→ **Directions**: Select the lines below containing the word "styles".

→ **Data for the task**:
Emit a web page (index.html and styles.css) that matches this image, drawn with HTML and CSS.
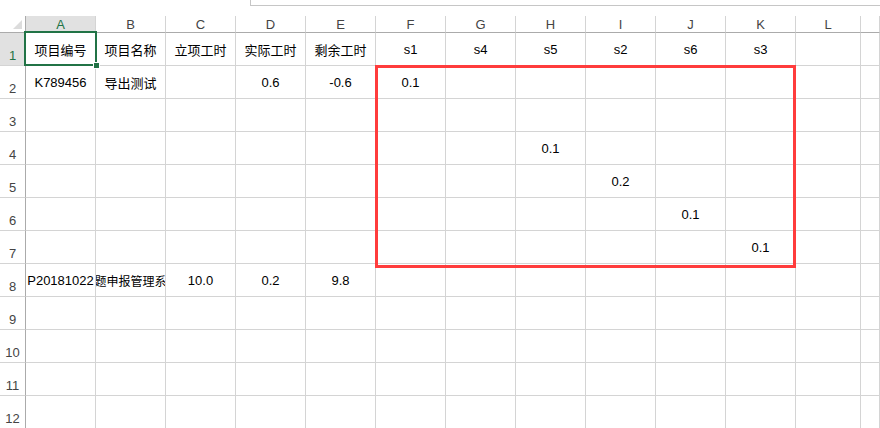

--

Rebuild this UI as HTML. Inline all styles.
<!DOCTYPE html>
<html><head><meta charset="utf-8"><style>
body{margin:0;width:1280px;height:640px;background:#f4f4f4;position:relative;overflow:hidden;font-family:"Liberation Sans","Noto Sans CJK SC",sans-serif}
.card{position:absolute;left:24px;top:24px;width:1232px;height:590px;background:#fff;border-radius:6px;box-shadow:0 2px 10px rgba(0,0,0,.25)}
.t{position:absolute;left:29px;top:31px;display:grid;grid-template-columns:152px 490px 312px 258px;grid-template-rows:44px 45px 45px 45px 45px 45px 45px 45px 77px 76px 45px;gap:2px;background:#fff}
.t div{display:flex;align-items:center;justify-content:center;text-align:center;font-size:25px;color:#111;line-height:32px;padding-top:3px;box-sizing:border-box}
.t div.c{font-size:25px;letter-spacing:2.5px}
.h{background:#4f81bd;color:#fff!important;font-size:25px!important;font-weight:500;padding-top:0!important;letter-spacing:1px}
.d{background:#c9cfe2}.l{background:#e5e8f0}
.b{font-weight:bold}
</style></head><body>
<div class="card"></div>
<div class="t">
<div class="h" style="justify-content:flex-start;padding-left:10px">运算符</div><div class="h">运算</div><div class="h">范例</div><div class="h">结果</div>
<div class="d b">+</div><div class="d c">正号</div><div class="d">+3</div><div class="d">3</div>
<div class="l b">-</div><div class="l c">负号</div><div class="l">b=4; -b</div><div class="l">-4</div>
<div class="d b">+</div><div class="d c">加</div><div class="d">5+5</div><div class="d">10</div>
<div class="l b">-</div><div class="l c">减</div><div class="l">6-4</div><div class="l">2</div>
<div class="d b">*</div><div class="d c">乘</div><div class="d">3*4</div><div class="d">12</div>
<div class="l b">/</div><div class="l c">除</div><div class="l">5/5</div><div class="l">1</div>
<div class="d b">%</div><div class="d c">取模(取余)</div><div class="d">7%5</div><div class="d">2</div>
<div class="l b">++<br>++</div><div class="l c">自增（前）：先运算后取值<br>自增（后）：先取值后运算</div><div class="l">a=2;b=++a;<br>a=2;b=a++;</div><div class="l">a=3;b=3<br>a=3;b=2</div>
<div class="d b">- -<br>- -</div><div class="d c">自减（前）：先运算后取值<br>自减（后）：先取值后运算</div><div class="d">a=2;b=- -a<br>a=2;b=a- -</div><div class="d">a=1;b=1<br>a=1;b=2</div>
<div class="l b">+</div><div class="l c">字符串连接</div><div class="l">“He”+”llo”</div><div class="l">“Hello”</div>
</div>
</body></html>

→ **Full answer**:
Emit a web page (index.html and styles.css) that matches this image, drawn with HTML and CSS.
Rebuild this UI as HTML. Inline all styles.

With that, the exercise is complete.